織田信長に学ぶ、
信長は身内の者を同行させ、山中の高山、二の宮山に登り、「この山に築城しよう。皆ここへ家を移せ」と命令した。部下は「この山中に引っ越せとは難儀なことだ」と迷惑がった。
その後で信長は小牧山に移ろうと言い出した。小牧山へは山麓まで川が続き、家財道具を運ぶのに便利な土地である。皆喜び、移転を決めた。
ここも最初から言い出したら、ここへ移転することを迷惑がったであろう。
(解説)
小牧山は濃尾平野のはずれにある標高86メートルの小高い丘陵である。ここは、美濃攻略のための城としての位置づけであった。この後、美濃攻略を当方から進めることになる。そして続けて犬山城、鵜沼長、猿啄城、堂洞城を攻め落とした。
それだから小牧山に城を作ることは、戦略上の意義があったが、その意義をわざわざ部下に知らせていては、それが漏れて、周囲の城に計画される恐れがある。そのため城を作る本当の目的は明かせない。ただ移るから移るとしか言いようがない。
以上は、部下を動かすときのコツを述べている。最初は最悪な条件を提示しておく。これはひどい、とてもではないという気持ちを持たせる。上の例で行けば、引っ越しが困難である場所である。そして次に、信長は小牧山にしようと言い出す。この小牧山は家財道具を運びやすい。そのため、みんな喜んで移転した。移転は個人的にはものすごく負担になるから、最初から小牧山というといやいやながらであったろうし、信長への求心力は下がる。
ここで働き方改革の話は横において置き、部下にこの土日も働いてくれとお願いする。大抵は嫌な顔をする。プライベートの予定は飛ばさなければいけないし、そもそも土日も仕事なんて疲れるし、とんでもない。代休だっていつとれるかわからない。しかし翌日に実は土曜日一日だけで良くなったよ、と言う話をすれば、日曜日休めるのであれば喜んで、となる。毎回使える手ではないが、効果はあるだろう。
別に部下だけに使える方法ではない。お客さまにも使える。最初定価は1万円ですがと伝える。

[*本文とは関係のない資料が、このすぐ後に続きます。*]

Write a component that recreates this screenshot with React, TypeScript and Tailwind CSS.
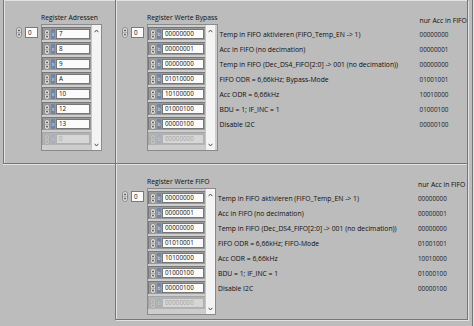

少し高いなと思わせておいて、今回はお客さまだけの特別価格8千円です、と言えば安いな、よし買いだとなったりする。
最初は悪条件を提示すれば、そのあと少しだけ良い条件となると反応率は上がる。これが最初から、8千円ですと伝えていたら、反応率は上がらない。
[教訓]
〇最初は悪条件を提示すれば、次が良い条件ならば飲む。